Толстой верит в нравственные ограничители, которые есть у человека. Он верит в религию и верит в семью. Чем меньше человек мнит о себе, тем он лучше, и тогда он может достичь идеала Холстомера. Это подало Шестову повод говорить о Толстом, как о человеке, требующем от всех всеобщей кроткой животности. Но что мы поднимаем под животностью? Ведь не плотскую какую-то мощь. Под животностью Толстой понимает отсутствие эгоизма. Для него вторая сигнальная система — это такой синоним эгоизма. Вот этот жеребец потому такой и хороший, что он не говорит.

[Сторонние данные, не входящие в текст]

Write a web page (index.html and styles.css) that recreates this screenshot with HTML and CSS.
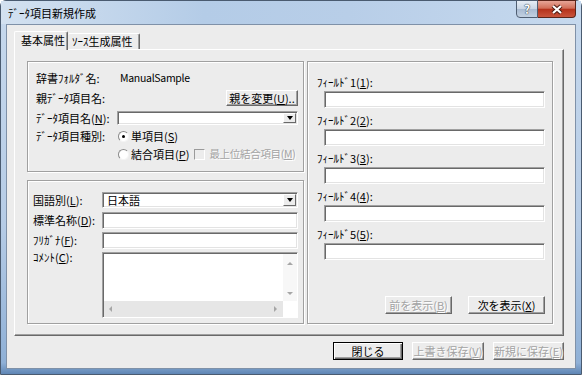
FILE: index.html
```html
<!DOCTYPE html>
<html lang="ja">
<head>
  <meta charset="UTF-8">
  <link rel="stylesheet" href="styles.css">
  <title>データ項目新規作成</title>
</head>
<body>
  <div id="window">
    <div class="titlebar">
      <span class="caption">ﾃﾞｰﾀ項目新規作成</span>
      <span class="capBtn capHelp">?</span>
      <span class="capBtn capClose">
        <svg width="14" height="11" viewBox="0 0 14 11">
          <path d="M3 2 L11 9 M11 2 L3 9" stroke="#4a1a12" stroke-width="4.2"/>
          <path d="M3 2 L11 9 M11 2 L3 9" stroke="#fff" stroke-width="2.2"/>
        </svg>
      </span>
    </div>

    <div class="client">
      <div class="tabs">
        <span class="tab tabActive">基本属性</span>
        <span class="tab">ｿｰｽ生成属性</span>
      </div>

      <div class="tabPanel">
        <div class="leftCol">
          <div class="group groupData">
            <span class="label">辞書ﾌｫﾙﾀﾞ名:</span>
            <span class="value">ManualSample</span>

            <span class="label">親ﾃﾞｰﾀ項目名:</span>
            <span class="cellEnd"><span class="btn btnParent">親を変更(<u>U</u>)..</span></span>

            <span class="label">ﾃﾞｰﾀ項目名(<u>N</u>):</span>
            <div class="combo comboSmall"><span class="comboText"></span><span class="comboArrow"></span></div>

            <span class="label">ﾃﾞｰﾀ項目種別:</span>
            <span class="option"><span class="radio checked"></span>単項目(<u>S</u>)</span>

            <span></span>
            <span class="option"><span class="radio"></span>結合項目(<u>P</u>)<span class="check"></span><span class="disabled tight">最上位結合項目(<u>M</u>)</span></span>
          </div>

          <div class="group groupLang">
            <span class="label">国語別(<u>L</u>):</span>
            <div class="combo"><span class="comboText">日本語</span><span class="comboArrow"></span></div>

            <span class="label">標準名称(<u>D</u>):</span>
            <div class="edit"></div>

            <span class="label">ﾌﾘｶﾞﾅ(<u>F</u>):</span>
            <div class="edit"></div>

            <span class="label labelTop">ｺﾒﾝﾄ(<u>C</u>):</span>
            <div class="memo">
              <div class="memoText"></div>
              <div class="vScroll"><span class="arrowUp"></span><span class="arrowDown"></span></div>
              <div class="hScroll"><span class="arrowLeft"></span><span class="arrowRight"></span></div>
              <div class="corner"></div>
            </div>
          </div>
        </div>

        <div class="group groupFields">
          <div class="field"><span class="label">ﾌｨｰﾙﾄﾞ1(<u>1</u>):</span><div class="edit"></div></div>
          <div class="field"><span class="label">ﾌｨｰﾙﾄﾞ2(<u>2</u>):</span><div class="edit"></div></div>
          <div class="field"><span class="label">ﾌｨｰﾙﾄﾞ3(<u>3</u>):</span><div class="edit"></div></div>
          <div class="field"><span class="label">ﾌｨｰﾙﾄﾞ4(<u>4</u>):</span><div class="edit"></div></div>
          <div class="field"><span class="label">ﾌｨｰﾙﾄﾞ5(<u>5</u>):</span><div class="edit"></div></div>
          <div class="navButtons">
            <span class="btn btnPrev disabled">前を表示(<u>B</u>)</span>
            <span class="btn btnNext">次を表示(<u>X</u>)</span>
          </div>
        </div>
      </div>

      <div class="footer">
        <span class="btn btnDefault">閉じる</span>
        <span class="btn btnSave disabled">上書き保存(<u>V</u>)</span>
        <span class="btn btnSaveNew disabled">新規に保存(<u>E</u>)</span>
      </div>
    </div>
  </div>
</body>
</html>
```

FILE: styles.css
```css
/* boite de dialogue style Vista / classique */
*{box-sizing: border-box;}
body
{
  margin: 0;
  font-family: "Noto Sans CJK JP", sans-serif;
  font-size: 11px;
  color: #000;
  background: #fff;
}
#window
{
  display: flex;
  flex-direction: column;
  width: 582px;
  height: 375px;
  padding: 0 5px 5px;
  border: 1px solid #4a5b70;
  border-radius: 6px 6px 0 0;
  background: linear-gradient(to bottom, #c7d9ed 0, #b6cce6 60%, #8fb0d6 97%, #5f86b5 100%);
}
.titlebar
{
  display: flex;
  height: 23px;
  background: linear-gradient(to right, #d3e1f0, #b4cce7 35%, #b8cee8 60%, #c6d9ee);
  margin: 0 -5px;
  padding: 0 6px 0 7px;
}
.caption
{
  padding-top: 5px;
  line-height: 14px;
  flex: 1;
}
.capBtn
{
  display: grid;
  place-content: center;
  height: 18px;
  margin-top: -1px;
  border: 1px solid #4f5e72;
}
.capHelp
{
  width: 22px;
  border-radius: 0 0 0 4px;
  font-weight: bold;
  font-size: 12px;
  line-height: 12px;
  color: #fff;
  text-shadow: 0 0 1px #1e2a3a, 0 0 1px #1e2a3a;
  background: linear-gradient(to bottom, #e6edf5, #c9d6e5 48%, #a9bbd2 52%, #c2d1e2);
}
.capClose
{
  width: 38px;
  margin-right: -1px;
  border-left: none;
  border-color: #5b2419;
  border-radius: 0 0 4px 0;
  background: linear-gradient(to bottom, #e7a597, #d16e58 45%, #b5321b 52%, #c9553d);
}
.client
{
  flex: 1;
  display: flex;
  flex-direction: column;
  border: 1px solid #7f91a8;
  background-color: #ececec;
}

/* onglets */
.tabs
{
  position: relative;
  z-index: 1;
  display: flex;
  align-items: flex-end;
  height: 19px;
  margin: 6px 0 -1px 7px;
}
.tab
{
  height: 16px;
  margin-bottom: 1px;
  padding: 0 4px 0 4px;
  line-height: 15px;
  white-space: nowrap;
  border-top: 1px solid #fff;
  border-right: 1px solid #696969;
  box-shadow: inset -1px 0 0 #a0a0a0;
  border-radius: 2px 2px 0 0;
  background-color: #ececec;
}
.tabActive
{
  height: 19px;
  margin-bottom: 0;
  width: 54px;
  padding: 1px 0 0 6px;
  border-left: 1px solid #fff;
}
.tabs .tab:nth-child(2)
{
  width: 72px;
  padding-left: 4px;
}
.tabPanel
{
  display: flex;
  gap: 3px;
  width: 550px;
  height: 287px;
  margin-left: 7px;
  padding: 11px 10px 11px 12px;
  border: 1px solid;
  border-color: #fff #696969 #696969 #fff;
  box-shadow: inset -1px -1px 0 #a0a0a0;
}
.leftCol
{
  display: flex;
  flex-direction: column;
  gap: 8px;
  width: 277px;
}
.group
{
  border: 1px solid #a0a0a0;
  box-shadow: inset 1px 1px 0 #fff, 1px 1px 0 #fff;
}
.label
{
  line-height: 14px;
  white-space: nowrap;
}
u
{
  text-decoration: underline;
  text-underline-offset: 1px;
}

/* groupe 1 */
.groupData
{
  display: grid;
  grid-template-columns: 81px 1fr;
  grid-template-rows: 20px 20px 19px 18px 18px;
  align-items: center;
  height: 111px;
  padding: 6px 5px 0 8px;
}
.value
{
  padding-left: 3px;
  line-height: 14px;
  font-size: 10.5px;
  letter-spacing: -0.3px;
}
.cellEnd
{
  display: flex;
  justify-content: flex-end;
}
.option
{
  display: flex;
  align-items: center;
  line-height: 14px;
  white-space: nowrap;
}
.radio
{
  position: relative;
  width: 11px;
  height: 11px;
  margin: 0 2px 0 1px;
  border: 1px solid;
  border-color: #8a8a8a #f4f4f4 #f4f4f4 #8a8a8a;
  border-radius: 50%;
  background-color: #fff;
}
.radio.checked::after
{
  content: "";
  position: absolute;
  top: 3px;
  left: 3px;
  width: 3px;
  height: 3px;
  border-radius: 50%;
  background-color: #000;
}
.check
{
  width: 11px;
  height: 11px;
  margin: 0 4px 0 5px;
  border: 1px solid;
  border-color: #9a9a9a #fff #fff #9a9a9a;
  background-color: #ececec;
}
.disabled
{
  color: #a3a3a3;
  text-shadow: 1px 1px 0 #fff;
}
.tight
{
  font-size: 10.5px;
  letter-spacing: -0.3px;
}

/* boutons */
.btn
{
  display: flex;
  justify-content: center;
  align-items: center;
  height: 18px;
  line-height: 14px;
  white-space: nowrap;
  border: 1px solid;
  border-color: #fff #696969 #696969 #fff;
  box-shadow: inset -1px -1px 0 #a0a0a0;
  background-color: #ececec;
}
.btnParent
{
  width: 72px;
  height: 16px;
}
.btnDefault
{
  width: 70px;
  border: 1px solid #000;
  box-shadow: inset 1px 1px 0 #fff, inset -1px -1px 0 #696969, inset -2px -2px 0 #a0a0a0;
}
.btnSave { width: 72px; }
.btnSaveNew { width: 71px; }

/* champs */
.edit
{
  height: 17px;
  border: 1px solid;
  border-color: #a0a0a0 #fff #fff #a0a0a0;
  box-shadow: inset 1px 1px 0 #696969, inset -1px -1px 0 #e3e3e3;
  background-color: #fff;
}
.combo
{
  display: flex;
  height: 16px;
  padding: 2px 2px 2px 3px;
  border: 1px solid;
  border-color: #a0a0a0 #fff #fff #a0a0a0;
  box-shadow: inset 1px 1px 0 #696969, inset -1px -1px 0 #e3e3e3;
  background-color: #fff;
}
.comboSmall
{
  height: 14px;
}
.comboText
{
  flex: 1;
  line-height: 11px;
  padding-left: 1px;
}
.comboArrow
{
  display: grid;
  place-content: center;
  width: 13px;
  margin: -1px -1px -1px 0;
  border: 1px solid;
  border-color: #fff #696969 #696969 #fff;
  background-color: #ececec;
}
.comboArrow::after
{
  content: "";
  border-top: 4px solid #000;
  border-left: 3.5px solid transparent;
  border-right: 3.5px solid transparent;
}

/* groupe 2 */
.groupLang
{
  display: grid;
  grid-template-columns: 69px 1fr;
  grid-template-rows: 16px 16px 16px 1fr;
  row-gap: 4px;
  align-items: center;
  flex: 1;
  padding: 11px 5px 5px 5px;
}
.labelTop
{
  align-self: start;
  line-height: 10px;
}
.memo
{
  display: grid;
  grid-template-columns: 1fr 14px;
  grid-template-rows: 1fr 16px;
  align-self: stretch;
  border: 1px solid;
  border-color: #a0a0a0 #fff #fff #a0a0a0;
  box-shadow: inset 1px 1px 0 #696969;
  padding: 1px 0 0 1px;
  background-color: #fff;
}
.vScroll
{
  display: flex;
  flex-direction: column;
  justify-content: space-between;
  align-items: center;
  padding: 8px 0 6px;
  background-color: #f7f7f7;
}
.hScroll
{
  display: flex;
  justify-content: space-between;
  align-items: center;
  padding: 0 6px 0 5px;
  background-color: #e6e6e6;
}
.corner { background-color: #fff; }
.arrowUp
{
  border-bottom: 3px solid #a6a6a6;
  border-left: 3px solid transparent;
  border-right: 3px solid transparent;
}
.arrowDown
{
  border-top: 3px solid #a6a6a6;
  border-left: 3px solid transparent;
  border-right: 3px solid transparent;
}
.arrowLeft
{
  border-right: 3px solid #a6a6a6;
  border-top: 3px solid transparent;
  border-bottom: 3px solid transparent;
}
.arrowRight
{
  border-left: 3px solid #a6a6a6;
  border-top: 3px solid transparent;
  border-bottom: 3px solid transparent;
}

/* groupe des champs */
.groupFields
{
  display: flex;
  flex-direction: column;
  gap: 5px;
  width: 246px;
  padding: 13px 7px 9px 9px;
}
.field
{
  display: flex;
  flex-direction: column;
  gap: 2px;
}
.field .edit
{
  margin-left: 7px;
}
.navButtons
{
  display: flex;
  justify-content: flex-end;
  gap: 16px;
  margin-top: auto;
}
.btnPrev { width: 67px; }
.btnNext { width: 77px; }

/* bas */
.footer
{
  display: flex;
  justify-content: flex-end;
  gap: 9px;
  width: 550px;
  margin: 6px 0 0 7px;
}
```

Но, конечно, «Холстомер» — это не житие. Понимаете как? Надо очень чётко разделять святость по Толстому (например, святость Поленьки в «Отце Сергии») и жизнь Холстомера. Холстомер очень хорош потому, что он всю жизнь приносил пользу, а после смерти его, оказалось, можно пустить на пропитание головастым волченятам. И шкура его, и кости тоже на что-то пошли. То есть он полезный, а не святой. И это совсем другая история. Вы всё-таки Толстого уж настолько-то не упрощайте.
Пишет Дима Усенок. Привет, Дима! «Райкин тоже играет в «Сатириконе» самодура Лира, слепца, который разрушает мир вокруг себя».

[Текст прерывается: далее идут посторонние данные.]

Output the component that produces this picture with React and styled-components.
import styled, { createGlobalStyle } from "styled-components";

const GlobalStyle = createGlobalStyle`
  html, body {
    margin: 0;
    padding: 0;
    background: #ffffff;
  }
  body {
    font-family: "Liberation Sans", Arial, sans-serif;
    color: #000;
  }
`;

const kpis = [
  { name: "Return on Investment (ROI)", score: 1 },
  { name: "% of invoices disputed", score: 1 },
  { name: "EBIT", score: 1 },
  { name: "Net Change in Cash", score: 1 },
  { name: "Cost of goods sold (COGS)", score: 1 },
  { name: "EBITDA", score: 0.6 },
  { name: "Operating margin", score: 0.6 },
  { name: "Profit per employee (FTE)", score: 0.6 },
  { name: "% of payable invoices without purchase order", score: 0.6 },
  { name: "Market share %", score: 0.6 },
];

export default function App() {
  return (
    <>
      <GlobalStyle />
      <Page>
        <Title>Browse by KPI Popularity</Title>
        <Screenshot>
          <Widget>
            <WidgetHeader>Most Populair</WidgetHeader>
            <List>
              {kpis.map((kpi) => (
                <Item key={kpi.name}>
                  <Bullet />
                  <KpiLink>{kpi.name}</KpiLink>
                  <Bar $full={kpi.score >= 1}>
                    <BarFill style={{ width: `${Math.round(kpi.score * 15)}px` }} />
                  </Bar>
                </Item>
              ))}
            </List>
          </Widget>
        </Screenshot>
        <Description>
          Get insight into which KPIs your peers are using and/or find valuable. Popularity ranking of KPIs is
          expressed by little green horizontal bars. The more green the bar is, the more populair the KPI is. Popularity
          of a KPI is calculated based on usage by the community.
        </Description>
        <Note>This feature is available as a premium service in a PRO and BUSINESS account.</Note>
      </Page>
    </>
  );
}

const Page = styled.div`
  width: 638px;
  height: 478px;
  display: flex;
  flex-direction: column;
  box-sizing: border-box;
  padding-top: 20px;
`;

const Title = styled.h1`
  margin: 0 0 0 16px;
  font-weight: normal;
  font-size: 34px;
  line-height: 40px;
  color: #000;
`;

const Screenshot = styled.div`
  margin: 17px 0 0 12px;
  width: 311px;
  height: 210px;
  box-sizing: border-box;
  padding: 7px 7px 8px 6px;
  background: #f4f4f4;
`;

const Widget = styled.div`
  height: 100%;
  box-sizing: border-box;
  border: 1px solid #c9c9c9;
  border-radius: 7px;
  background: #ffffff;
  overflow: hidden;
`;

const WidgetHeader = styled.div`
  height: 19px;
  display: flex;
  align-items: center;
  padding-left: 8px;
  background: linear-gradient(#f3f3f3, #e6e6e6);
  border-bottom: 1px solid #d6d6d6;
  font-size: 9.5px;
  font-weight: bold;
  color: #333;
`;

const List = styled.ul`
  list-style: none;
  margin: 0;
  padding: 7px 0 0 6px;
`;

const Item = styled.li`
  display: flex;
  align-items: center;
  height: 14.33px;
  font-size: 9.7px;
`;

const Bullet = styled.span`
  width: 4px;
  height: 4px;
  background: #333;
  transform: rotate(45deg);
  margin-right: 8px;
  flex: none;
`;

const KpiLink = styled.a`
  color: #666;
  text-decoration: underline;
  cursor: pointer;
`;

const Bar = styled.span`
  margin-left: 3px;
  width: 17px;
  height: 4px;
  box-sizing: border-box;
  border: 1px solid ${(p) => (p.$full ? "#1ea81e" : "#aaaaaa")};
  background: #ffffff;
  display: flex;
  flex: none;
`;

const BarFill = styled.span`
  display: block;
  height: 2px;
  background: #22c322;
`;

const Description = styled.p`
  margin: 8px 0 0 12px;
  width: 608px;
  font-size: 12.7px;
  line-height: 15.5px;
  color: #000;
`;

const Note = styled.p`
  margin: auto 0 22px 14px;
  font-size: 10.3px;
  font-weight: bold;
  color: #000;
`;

Слушайте, Райкин вообще умеет героически гасить своё феноменальное личное обаяние. Вот лично я не знаю человека более гипнотического обаяния, чем Райкин. Но он умеет быть таким страшным! А как он тень играл? И почему-то ему это интересно, понимаете. Интересны ему «Записки из подполья» — одна из самых омерзительных для меня вещей Достоевского. И действительно ему нравится в себе будить это чёрное, потому что для него (он много раз об этом говорил) это единственный способ его преодоления. Да, Райкин, конечно, абсолютно отважный человек.
«В фильме Чухрая «Трясина» материнская любовь уничтожает сына. Став дезертиром, он сохранил жизнь, но убил в себе человеческое. Открытая Чухраем правда о войне невыносима. Зачем он сказал нам это последнее слово о войне?»
Знаете, ваше отношение к картине разделяют многие люди. Я со своей стороны считаю, что Чухрай снял два очень сильных фильма, действительно великих: это «Баллада о солдате» и «Трясина». Я считаю, что это великая картина, да. Но вот Павел Чухрай — сын и во многих отношениях ученик отца — считает, что этот фильм слишком жесток к матери, что моральное осуждение, которому этот дезертир и Нонна Мордюкова там подвергнуты, оно не христианское или во всяком случае слишком радикальное.
Видите ли, вот страшную вещь скажу, но Чухрай принадлежит к тем художникам, которым надо форсировать голос, чтобы быть услышанными. Для того чтобы высказать эту правду в «Трясине», ему пришлось взять очень экстремальную ситуацию. До последней правды о войне мы на самом деле ещё не дожили. И мы очень много сейчас недоговариваем. И я недоговариваю. И мы не можем этого сказать. Но если брать ситуацию именно в таком экстремальном, в таком жестоко-христианском, я бы сказал самурайски-христианском воззрении, как сделал это именно Чухрай, то, пожалуй, понять это можно.
Он выступает в это время… Понимаете, это всё-таки 1975–1976 год, а фильм ещё позднее вышел, насколько я помню, долго делался. Сценарий там, по-моему, Мережко, если я ничего не путаю. Они выступают против вот этого тотального размягчения, против того, что Аннинский назвал «текучим и повальным попустительством». Они выступают против семидесятнической моральной изнеженности. Они пытаются вернуть моральный императив. Вот чем эта картина продиктована, понимаете.
Кстати, меня спрашивают, как я отношусь к Павлу Чухраю. Я его считаю одним из лучших ныне живущих режиссёров, вообще-то между нами говоря. А особенно я люблю «Водителя для Веры» и сценарий (пока не осуществившийся) «Воробьиное поле». Я думаю, что если бы эту картину сняли, то это был бы мрачнейший, германовского уровня, великий фильм. В общем, если вы, Павел Григорьевич, меня слышите, я большой-большой привет вам передаю.
«Проза Алданова, на мой взгляд, слабее его исторической документалистики. Что выдумаете о его творчестве? Насколько он силён как литератор?»
Он сильный литератор, но вы совершенно правы в том, что он литератор нового жанра. Алданов в традиционных жанрах слаб. Как эссеист в «Ульмской ночи» он, по-моему, ужасно многословен и претенциозен. Как романист он холоден. И «Самоубийство», в общем, холодноватая книга. Пожалуй, что и «Истоки», пожалуй, что и трилогия «Ключ», «Пещера» и… [«Бегство»] Что там ещё есть? Да, «Самоубийство» как раз, по-моему, третья часть. Она слабовата. Но именно в биографических своих сочинениях — прежде всего в очерке о Каннегисере и вообще о начале Красного террора — он интересен очень.